I suppose this is what passes for humor in the Hamptons but it is ridiculously insulting.
Egypt has long been associated with the finest of cotton textiles. Egypt’s textile industry has long been State owned and only began deregulating in the late 1990s with deregulation not picking up steam until this decade. On February 19, 2011, 15,000 workers at the State owned Misr Spinning and Weaving Company, located in Mahalla Al-Kubra, staged a three day sit down strike demanding a monthly minimum wage equivalent to $215.00 a month and that the company’s CEO, Fouad Abdel-Alim. The workers were satisfied when their main demand, the removal of Abdel-Alim, was met and minor wage enhancements were offered. About two million Egyptian workers have partaken in some form of collective action since 2004, paving the way for the popular uprising of the the Egyptian Revolution that began last January and which continues to this day.
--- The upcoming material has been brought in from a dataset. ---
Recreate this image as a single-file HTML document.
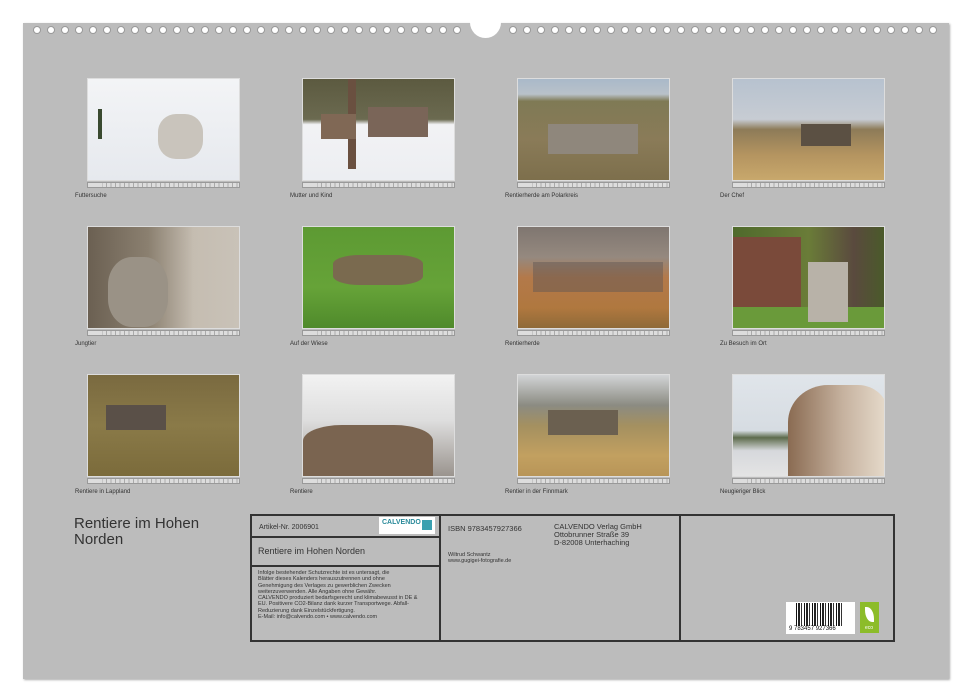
<!DOCTYPE html>
<html><head><meta charset="utf-8"><style>
body{margin:0;width:971px;height:700px;background:#fff;position:relative;overflow:hidden;font-family:"Liberation Sans",sans-serif}
#pg{position:absolute;left:23px;top:23px;width:926px;height:656px;background:#bcbcbc;box-shadow:1px 1px 2px #aaa}
.h{position:absolute;top:4px;width:6px;height:6px;border-radius:50%;background:#fff;box-shadow:0 0 0 1px #999}
.notch{position:absolute;left:447px;top:-16px;width:31px;height:31px;border-radius:50%;background:#fff}
.ph{position:absolute;width:153px;height:103px;border:1px solid #ddd;box-sizing:border-box;overflow:hidden}
.st{position:absolute;width:153px;height:6px;background:repeating-linear-gradient(90deg,#aaa 0 1px,#ddd 1px 4.5px);border:1px solid #999;box-sizing:border-box}
.st:before{content:"";position:absolute;left:0;top:0;width:14px;height:4px;background:#ddd}
.cap{position:absolute;font-size:6px;color:#333}
.box{position:absolute;border:2px solid #333;box-sizing:border-box}
.t{position:absolute;color:#333;white-space:nowrap}
</style></head><body>
<div id="pg"><div class="notch"></div></div>

<!-- row 1 -->
<div class="ph" style="left:87px;top:78px;background:linear-gradient(#f3f4f6,#e6e9ee)"><div style="position:absolute;left:70px;top:35px;width:45px;height:45px;border-radius:40%;background:#c9c4bc"></div><div style="position:absolute;left:10px;top:30px;width:4px;height:30px;background:#3a4a30"></div></div>
<div class="ph" style="left:302px;top:78px;background:linear-gradient(#5c5a40 0,#6b6a50 40%,#f2f2f4 45%,#eceef2)"><div style="position:absolute;left:45px;top:0;width:8px;height:90px;background:#6a5040"></div><div style="position:absolute;left:65px;top:28px;width:60px;height:30px;background:#7a6558"></div><div style="position:absolute;left:18px;top:35px;width:35px;height:25px;background:#806855"></div></div>
<div class="ph" style="left:517px;top:78px;background:linear-gradient(#a9b9c9 0,#b9c1c9 15%,#7f7a55 22%,#8a7b58 60%,#7d6f4c)"><div style="position:absolute;left:30px;top:45px;width:90px;height:30px;background:#8f877c"></div></div>
<div class="ph" style="left:732px;top:78px;background:linear-gradient(#b7c2cf 0,#c7ccd3 40%,#8d7b58 50%,#b49460 75%,#c8a86c)"><div style="position:absolute;left:68px;top:45px;width:50px;height:22px;background:#5b5043"></div></div>
<div class="st" style="left:87px;top:182px"></div><div class="st" style="left:302px;top:182px"></div><div class="st" style="left:517px;top:182px"></div><div class="st" style="left:732px;top:182px"></div>
<div class="cap" style="left:75px;top:193px">Futtersuche</div>
<div class="cap" style="left:290px;top:193px">Mutter und Kind</div>
<div class="cap" style="left:505px;top:193px">Rentierherde am Polarkreis</div>
<div class="cap" style="left:720px;top:193px">Der Chef</div>

<!-- row 2 -->
<div class="ph" style="left:87px;top:226px;background:linear-gradient(90deg,#6b6052,#8b8070 40%,#c5bdb1 70%,#c9c2b8)"><div style="position:absolute;left:20px;top:30px;width:60px;height:70px;border-radius:40%;background:#9a9286"></div></div>
<div class="ph" style="left:302px;top:226px;background:linear-gradient(#5d9a33,#66a338 60%,#4f8a2b)"><div style="position:absolute;left:30px;top:28px;width:90px;height:30px;border-radius:30%;background:#7a6a4f"></div></div>
<div class="ph" style="left:517px;top:226px;background:linear-gradient(#7f7670 0,#95897f 30%,#b3794a 50%,#b0783f 80%,#8f6a38)"><div style="position:absolute;left:15px;top:35px;width:130px;height:30px;background:rgba(90,85,85,.45)"></div></div>
<div class="ph" style="left:732px;top:226px;background:linear-gradient(90deg,#4f6a2c,#6a7c38 50%,#5a4a3e 80%,#4a5a2a)"><div style="position:absolute;left:0;top:10px;width:68px;height:70px;background:#7a4a3a"></div><div style="position:absolute;left:0;top:80px;width:153px;height:23px;background:#6a9a3a"></div><div style="position:absolute;left:75px;top:35px;width:40px;height:60px;background:#b8b2a8"></div></div>
<div class="st" style="left:87px;top:330px"></div><div class="st" style="left:302px;top:330px"></div><div class="st" style="left:517px;top:330px"></div><div class="st" style="left:732px;top:330px"></div>
<div class="cap" style="left:75px;top:341px">Jungtier</div>
<div class="cap" style="left:290px;top:341px">Auf der Wiese</div>
<div class="cap" style="left:505px;top:341px">Rentierherde</div>
<div class="cap" style="left:720px;top:341px">Zu Besuch im Ort</div>

<!-- row 3 -->
<div class="ph" style="left:87px;top:374px;background:linear-gradient(#7a6a40,#8a7a48 50%,#7b6b3b)"><div style="position:absolute;left:18px;top:30px;width:60px;height:25px;background:#5a5048"></div></div>
<div class="ph" style="left:302px;top:374px;background:linear-gradient(#f2f2f2,#dedede 45%,#9a948e)"><div style="position:absolute;left:0;top:50px;width:130px;height:53px;border-radius:30% 30% 0 0;background:#7a6450"></div></div>
<div class="ph" style="left:517px;top:374px;background:linear-gradient(#d2d4d6,#8b8b82 30%,#a49060 50%,#c2a060 80%,#b89558)"><div style="position:absolute;left:30px;top:35px;width:70px;height:25px;background:#6b6050"></div></div>
<div class="ph" style="left:732px;top:374px;background:linear-gradient(#e0e5ea,#d6dce2 55%,#5d6b4c 62%,#d6d8dc 75%,#e4e4e4)"><div style="position:absolute;left:55px;top:10px;width:100px;height:93px;border-radius:40% 30% 0 0;background:linear-gradient(90deg,#8a6b52,#c6b29f 55%,#e7dccd)"></div></div>
<div class="st" style="left:87px;top:478px"></div><div class="st" style="left:302px;top:478px"></div><div class="st" style="left:517px;top:478px"></div><div class="st" style="left:732px;top:478px"></div>
<div class="cap" style="left:75px;top:489px">Rentiere in Lappland</div>
<div class="cap" style="left:290px;top:489px">Rentiere</div>
<div class="cap" style="left:505px;top:489px">Rentier in der Finnmark</div>
<div class="cap" style="left:720px;top:489px">Neugieriger Blick</div>

<div class="t" style="left:74px;top:516px;font-size:15px;line-height:16px">Rentiere im Hohen<br>Norden</div>

<div class="box" style="left:250px;top:514px;width:645px;height:128px"></div>
<div style="position:absolute;left:439px;top:514px;width:2px;height:128px;background:#333"></div>
<div style="position:absolute;left:679px;top:514px;width:2px;height:128px;background:#333"></div>
<div style="position:absolute;left:250px;top:536px;width:190px;height:2px;background:#333"></div>
<div style="position:absolute;left:250px;top:565px;width:190px;height:2px;background:#333"></div>
<div class="t" style="left:259px;top:524px;font-size:7px">Artikel-Nr. 2006901</div>
<div style="position:absolute;left:379px;top:517px;width:56px;height:17px;background:#fff"><div style="position:absolute;left:3px;top:2px;font-size:7px;color:#2a8a9a;font-weight:bold">CALVENDO</div><div style="position:absolute;left:43px;top:3px;width:10px;height:10px;background:#3aa0b0"></div></div>
<div class="t" style="left:258px;top:546px;font-size:9px">Rentiere im Hohen Norden</div>
<div class="t" style="left:258px;top:570px;font-size:5.5px;line-height:6.3px">Infolge bestehender Schutzrechte ist es untersagt, die<br>Blätter dieses Kalenders herauszutrennen und ohne<br>Genehmigung des Verlages zu gewerblichen Zwecken<br>weiterzuverwenden. Alle Angaben ohne Gewähr.<br>CALVENDO produziert bedarfsgerecht und klimabewusst in DE &amp;<br>EU. Positivere CO2-Bilanz dank kurzer Transportwege. Abfall-<br>Reduzierung dank Einzelstückfertigung.<br>E-Mail: info@calvendo.com • www.calvendo.com</div>
<div class="t" style="left:448px;top:524px;font-size:7.5px">ISBN 9783457927366</div>
<div class="t" style="left:554px;top:523px;font-size:7.5px;line-height:8px">CALVENDO Verlag GmbH<br>Ottobrunner Straße 39<br>D-82008 Unterhaching</div>
<div class="t" style="left:448px;top:552px;font-size:5.5px;line-height:6px">Wiltrud Schwantz<br>www.gugigei-fotografie.de</div>
<div style="position:absolute;left:786px;top:602px;width:69px;height:32px;background:#fff"><div style="position:absolute;left:10px;top:1px;width:48px;height:23px;background:repeating-linear-gradient(90deg,#111 0 1px,#fff 1px 2px,#222 2px 4px,#fff 4px 5px,#333 5px 6px,#fff 6px 8px)"></div><div style="position:absolute;left:3px;top:24px;font-size:6px;color:#111">9 783457 927366</div></div>
<div style="position:absolute;left:860px;top:602px;width:19px;height:31px;background:#8cbc2a"><div style="position:absolute;left:5px;top:5px;width:9px;height:15px;background:#fff;border-radius:0 80% 0 80%"></div><div style="position:absolute;left:5px;top:23px;font-size:5px;color:#fff">eco</div></div>
<script>
var pg=document.getElementById('pg');
for(var i=0;i<31;i++){[37,513].forEach(function(s){var d=document.createElement('div');d.className='h';d.style.left=(s+i*14-23-3)+'px';pg.appendChild(d);});}
</script>
</body></html>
Mr. Friedman writes admiringly of the inhumane conditions at the Chinese factories that produce Apple products because those conditions, in the short term, produce results. Here in Indiana, while enduring the successful assault on worker’s most basic Human Right to assemble and freely enter into contracts we have often heard the argument deployed that maybe Unions were needed way back when but in today’s enlightened times, with its superior protections of worker’s rights, Unions are obsolete. One cannot be a sentient human being without wondering when the barbaric conditions of foreign factories, particularly Chinese factories, will finally push people to sustained collective action and the question then becomes will the United States of America, Home of the Free, Land of the Brave, back a brutal, Communist regime over the Individual. Judging from history, when that question comes to bear, the answer will be most disheartening.
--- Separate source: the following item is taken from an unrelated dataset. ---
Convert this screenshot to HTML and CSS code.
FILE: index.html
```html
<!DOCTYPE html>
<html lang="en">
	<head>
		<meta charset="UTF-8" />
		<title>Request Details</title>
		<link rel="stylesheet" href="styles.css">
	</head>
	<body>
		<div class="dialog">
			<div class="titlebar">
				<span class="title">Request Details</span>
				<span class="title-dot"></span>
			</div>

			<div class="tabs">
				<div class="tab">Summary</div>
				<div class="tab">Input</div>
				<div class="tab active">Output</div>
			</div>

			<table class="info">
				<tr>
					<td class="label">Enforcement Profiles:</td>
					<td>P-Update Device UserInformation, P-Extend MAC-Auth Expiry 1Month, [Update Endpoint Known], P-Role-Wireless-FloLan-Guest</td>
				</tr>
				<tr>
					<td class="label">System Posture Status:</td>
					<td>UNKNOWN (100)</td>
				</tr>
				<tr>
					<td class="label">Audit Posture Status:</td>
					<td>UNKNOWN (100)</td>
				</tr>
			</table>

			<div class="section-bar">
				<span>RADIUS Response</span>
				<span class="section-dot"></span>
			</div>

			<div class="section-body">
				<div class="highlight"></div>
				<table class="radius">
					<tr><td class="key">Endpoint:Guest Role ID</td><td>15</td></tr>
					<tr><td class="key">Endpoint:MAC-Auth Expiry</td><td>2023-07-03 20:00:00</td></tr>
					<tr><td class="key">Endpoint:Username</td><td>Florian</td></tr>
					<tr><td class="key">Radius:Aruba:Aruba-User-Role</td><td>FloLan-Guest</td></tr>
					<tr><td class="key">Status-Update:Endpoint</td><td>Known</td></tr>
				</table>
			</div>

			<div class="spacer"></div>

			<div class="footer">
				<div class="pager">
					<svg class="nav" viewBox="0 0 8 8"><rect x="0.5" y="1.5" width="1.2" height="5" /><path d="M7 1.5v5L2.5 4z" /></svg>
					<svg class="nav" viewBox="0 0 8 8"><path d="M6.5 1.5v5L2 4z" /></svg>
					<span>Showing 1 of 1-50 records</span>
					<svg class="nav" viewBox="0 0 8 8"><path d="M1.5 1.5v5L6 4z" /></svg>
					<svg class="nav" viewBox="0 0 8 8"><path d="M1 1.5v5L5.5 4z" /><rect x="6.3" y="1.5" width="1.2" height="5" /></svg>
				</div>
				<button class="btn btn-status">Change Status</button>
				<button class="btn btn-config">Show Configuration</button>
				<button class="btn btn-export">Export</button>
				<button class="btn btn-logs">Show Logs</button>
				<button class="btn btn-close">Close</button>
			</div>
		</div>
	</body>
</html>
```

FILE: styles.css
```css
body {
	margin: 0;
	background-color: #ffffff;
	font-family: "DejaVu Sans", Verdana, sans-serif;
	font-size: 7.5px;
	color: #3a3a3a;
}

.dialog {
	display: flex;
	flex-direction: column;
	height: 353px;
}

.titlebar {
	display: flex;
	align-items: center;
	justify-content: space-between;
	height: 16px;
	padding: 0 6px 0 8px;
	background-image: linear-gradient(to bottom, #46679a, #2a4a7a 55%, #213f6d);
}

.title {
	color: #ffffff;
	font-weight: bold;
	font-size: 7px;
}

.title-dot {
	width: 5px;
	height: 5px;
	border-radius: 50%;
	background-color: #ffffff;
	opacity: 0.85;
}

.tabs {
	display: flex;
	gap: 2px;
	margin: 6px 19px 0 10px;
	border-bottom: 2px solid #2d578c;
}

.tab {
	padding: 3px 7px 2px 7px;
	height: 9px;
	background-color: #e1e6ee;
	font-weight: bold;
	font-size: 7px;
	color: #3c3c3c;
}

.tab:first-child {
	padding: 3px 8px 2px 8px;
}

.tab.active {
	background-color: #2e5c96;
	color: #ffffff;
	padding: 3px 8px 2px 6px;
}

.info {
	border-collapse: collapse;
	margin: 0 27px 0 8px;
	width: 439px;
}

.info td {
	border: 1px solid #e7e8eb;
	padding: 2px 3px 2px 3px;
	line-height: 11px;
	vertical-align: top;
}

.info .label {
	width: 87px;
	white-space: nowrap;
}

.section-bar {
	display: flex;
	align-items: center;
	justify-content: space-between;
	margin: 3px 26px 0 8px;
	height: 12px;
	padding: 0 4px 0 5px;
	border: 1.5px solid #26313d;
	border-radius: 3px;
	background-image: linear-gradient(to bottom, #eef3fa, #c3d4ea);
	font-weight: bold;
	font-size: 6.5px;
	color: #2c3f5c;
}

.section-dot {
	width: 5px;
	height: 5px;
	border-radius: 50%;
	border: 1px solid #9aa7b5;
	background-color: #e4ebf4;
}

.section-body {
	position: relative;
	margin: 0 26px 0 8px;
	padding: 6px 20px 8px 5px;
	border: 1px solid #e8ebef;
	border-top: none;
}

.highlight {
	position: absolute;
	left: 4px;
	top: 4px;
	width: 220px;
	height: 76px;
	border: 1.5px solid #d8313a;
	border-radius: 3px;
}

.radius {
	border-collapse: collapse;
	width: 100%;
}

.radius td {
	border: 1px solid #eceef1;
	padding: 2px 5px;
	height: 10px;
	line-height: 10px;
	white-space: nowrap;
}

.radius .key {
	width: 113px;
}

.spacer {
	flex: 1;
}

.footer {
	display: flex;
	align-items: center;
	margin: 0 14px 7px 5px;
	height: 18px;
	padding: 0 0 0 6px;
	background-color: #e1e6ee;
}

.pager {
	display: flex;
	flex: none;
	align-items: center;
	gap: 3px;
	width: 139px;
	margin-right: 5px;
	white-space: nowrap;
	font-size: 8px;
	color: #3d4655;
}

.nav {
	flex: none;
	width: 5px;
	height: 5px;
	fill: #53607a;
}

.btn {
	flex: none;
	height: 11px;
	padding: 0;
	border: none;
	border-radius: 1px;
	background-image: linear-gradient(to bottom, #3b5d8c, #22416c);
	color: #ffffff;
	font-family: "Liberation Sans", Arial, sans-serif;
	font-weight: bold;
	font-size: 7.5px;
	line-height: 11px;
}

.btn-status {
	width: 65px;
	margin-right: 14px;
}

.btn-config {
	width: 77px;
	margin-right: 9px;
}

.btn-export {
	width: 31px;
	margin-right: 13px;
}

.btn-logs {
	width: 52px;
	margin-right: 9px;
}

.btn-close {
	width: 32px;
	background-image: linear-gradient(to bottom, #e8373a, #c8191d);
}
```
Mr. Friedman offers no practical solutions to the United States breaking the death grip of the WTO and rebuilding its manufacturing base, something that requires a will to implement a long-term industrial policy that will benefit the American worker. Instead Mr. Friedman can only offer the observation that “the best jobs will require workers to have more and better education to make themselves above average,” and that “there is nothing more important than passing some kind of G.I. Bill for the 21st Century that ensures that every American has access to post-high school education,” ignoring the reality that State support for public colleges and universities has plummeted to historically low levels and the historically high level of debt that students are now graduating with, particularly older, displaced workers who have gone back to obtain further education, exactly the advice Mr. Friedman offers, or that even jobs that require a significant amount of education such as IT and engineering are being shipped offshore.
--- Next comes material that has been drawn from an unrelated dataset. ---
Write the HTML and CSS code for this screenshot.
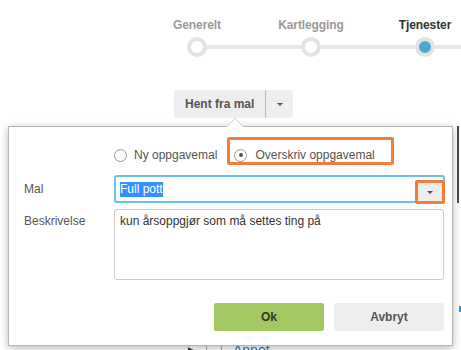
FILE: index.html
```html
<!DOCTYPE html>
<html lang="no">
  <head>
    <meta charset="UTF-8" />
    <meta name="viewport" content="width=device-width, initial-scale=1.0" />
    <title>Hent fra mal</title>
    <link rel="stylesheet" href="styles.css">
  </head>
  <body>
    <div class="stepper">
      <div class="step">
        <div class="step-label">Generelt</div>
        <div class="step-dot"></div>
      </div>
      <div class="step">
        <div class="step-label">Kartlegging</div>
        <div class="step-dot"></div>
      </div>
      <div class="step active">
        <div class="step-label">Tjenester</div>
        <div class="step-dot"></div>
      </div>
    </div>

    <div class="toolbar">
      <div class="split-btn">
        <button class="split-main">Hent fra mal</button>
        <button class="split-caret"><span class="caret"></span></button>
      </div>
    </div>

    <div class="area">
      <div class="bg-edge"></div>
      <div class="bg-mark"></div>
      <div class="bg-row">
        <span class="bg-arrow">&#9654;</span>
        <span class="bg-sep"></span>
        <span class="bg-sep"></span>
        <a class="bg-link" href="#">Annet</a>
      </div>

      <div class="popover">
        <div class="form-row radio-row">
          <div class="form-label"></div>
          <div class="form-field radios">
            <label class="radio-option">
              <span class="radio"></span>
              Ny oppgavemal
            </label>
            <label class="radio-option marked">
              <span class="radio checked"></span>
              Overskriv oppgavemal
            </label>
          </div>
        </div>

        <div class="form-row">
          <div class="form-label center">Mal</div>
          <div class="form-field">
            <div class="select-box">
              <span class="selected-text">Full pott</span>
              <span class="select-toggle"><span class="caret"></span></span>
            </div>
          </div>
        </div>

        <div class="form-row desc-row">
          <div class="form-label">Beskrivelse</div>
          <div class="form-field">
            <textarea class="desc">kun årsoppgjør som må settes ting på</textarea>
          </div>
        </div>

        <div class="actions">
          <button class="btn-ok">Ok</button>
          <button class="btn-cancel">Avbryt</button>
        </div>
      </div>
    </div>
  </body>
</html>
```

FILE: styles.css
```css
body {
  font-family: "Liberation Sans", Arial, sans-serif;
  font-size: 12px;
  margin: 0;
  padding: 0;
  background-color: #fff;
  height: 350px;
  overflow: hidden;
  color: #555;
}

button {
  font-family: inherit;
  border: none;
  cursor: pointer;
  padding: 0;
}

/* stepper */
.stepper {
  display: flex;
  padding: 18px 0 0 140px;
}

.step {
  position: relative;
  width: 114px;
  flex-shrink: 0;
  display: flex;
  flex-direction: column;
  align-items: center;
}

.step::before {
  content: "";
  position: absolute;
  top: 27px;
  left: 50%;
  width: 100%;
  height: 4px;
  background-color: #e6e6e6;
}

.step-label {
  font-weight: bold;
  line-height: 14px;
  color: #999;
  letter-spacing: -0.1px;
}

.step.active .step-label {
  color: #333;
}

.step-dot {
  position: relative;
  z-index: 1;
  margin-top: 5px;
  width: 12px;
  height: 12px;
  border: 4px solid #e3e3e3;
  border-radius: 50%;
  background-color: #fff;
}

.step.active .step-dot {
  background-color: #4ba8d2;
}

/* split button */
.toolbar {
  margin-top: 33px;
  padding-left: 174px;
}

.split-btn {
  display: inline-flex;
  height: 28px;
  background-color: #eee;
  border-radius: 2px;
}

.split-main {
  background: none;
  padding: 0 11px;
  font-size: 12px;
  font-weight: bold;
  color: #555;
}

.split-caret {
  background: none;
  width: 28px;
  border-left: 1px solid #bdbdbd;
  display: flex;
  align-items: center;
  justify-content: center;
}

.caret {
  display: block;
  width: 0;
  height: 0;
  border-top: 3px solid #555;
  border-left: 3px solid transparent;
  border-right: 3px solid transparent;
}

/* page behind the popover */
.area {
  position: relative;
  margin-top: 8px;
}

.bg-edge {
  margin: 2px 0 0 457px;
  width: 2px;
  height: 77px;
  background-color: #4a4a4a;
}

.bg-mark {
  margin: 103px 0 0 459px;
  width: 2px;
  height: 6px;
  background-color: #3d91c6;
}

.bg-row {
  display: flex;
  align-items: center;
  gap: 8px;
  margin: 30px 0 0 188px;
  height: 16px;
}

.bg-arrow {
  font-size: 9px;
  color: #333;
}

.bg-sep {
  width: 1px;
  height: 16px;
  background-color: #aaa;
  margin: 0 3px;
}

.bg-link {
  font-size: 14px;
  color: #2a7ab5;
  text-decoration: underline;
}

/* popover */
.popover {
  position: absolute;
  top: 0;
  left: 8px;
  width: 445px;
  height: 220px;
  box-sizing: border-box;
  padding: 10px 8px 14px 15px;
  background-color: #fff;
  border: 1px solid #b5b5b5;
  box-shadow: 0 2px 8px rgba(0, 0, 0, 0.28);
}

.popover::before,
.popover::after {
  content: "";
  position: absolute;
  left: 217px;
  width: 0;
  height: 0;
  border-left: 9px solid transparent;
  border-right: 9px solid transparent;
}

.popover::before {
  top: -9px;
  border-bottom: 9px solid #c8c8c8;
}

.popover::after {
  top: -8px;
  border-bottom: 9px solid #fff;
}

.form-row {
  display: flex;
  margin-bottom: 10px;
}

.form-label {
  width: 90px;
  flex-shrink: 0;
  line-height: 14px;
  padding-top: 5px;
  color: #555;
}

.form-label.center {
  padding-top: 0;
  line-height: 28px;
}

.form-field {
  flex: 1;
}

.radios {
  display: flex;
  align-items: flex-end;
  height: 28px;
}

.radio-option {
  display: flex;
  align-items: center;
  gap: 7px;
  line-height: 14px;
  color: #555;
  margin-bottom: 3px;
}

.radio-option.marked {
  margin: 0 0 0 10px;
  gap: 8px;
  padding: 8px 16px 0 4px;
  border: 3px solid #f47d3c;
  border-radius: 2px;
}

.radio {
  width: 11px;
  height: 11px;
  border: 1px solid #999;
  border-radius: 50%;
  display: flex;
  align-items: center;
  justify-content: center;
}

.radio.checked::after {
  content: "";
  width: 4px;
  height: 4px;
  border-radius: 50%;
  background-color: #555;
}

.select-box {
  position: relative;
  height: 28px;
  box-sizing: border-box;
  margin-right: -1px;
  padding-left: 4px;
  border: 2px solid #6ac3e7;
  border-radius: 3px;
  display: flex;
  align-items: center;
}

.selected-text {
  background-color: #3392ff;
  color: #fff;
  line-height: 15px;
}

.select-toggle {
  position: absolute;
  right: -2px;
  top: 3px;
  width: 30px;
  height: 24px;
  box-sizing: border-box;
  border: 3px solid #f47d3c;
  border-radius: 2px;
  background-color: #eee;
  display: flex;
  align-items: center;
  justify-content: center;
}

.desc-row {
  margin-top: -4px;
}

.desc {
  display: block;
  width: 100%;
  height: 71px;
  box-sizing: border-box;
  padding: 4px 5px;
  border: 1px solid #ccc;
  border-radius: 3px;
  font-family: inherit;
  font-size: 12px;
  line-height: 14px;
  color: #333;
  resize: none;
}

.actions {
  display: flex;
  justify-content: flex-end;
  gap: 10px;
  margin-top: 23px;
}

.actions button {
  width: 110px;
  height: 28px;
  border-radius: 2px;
  font-size: 12px;
  font-weight: bold;
}

.btn-ok {
  background-color: #a3c862;
  color: #333;
}

.btn-cancel {
  background-color: #eee;
  color: #555;
}
```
The problem for Mr. Friedman is that colleges and universities teach averages and there’s no getting around average. Average is the baseline for everything else, above average and below average. The great middle will always be average.
The question for the United States is what sort of Country do we want to be? What sort of future do we want to have? The laws of probability don’t exempt the United States and unless we change our fundamental mode of thinking about manufacturing and trade the probability is we will see a standard of living evolve in the United States that will rival the slums of Mumbai or Beijing.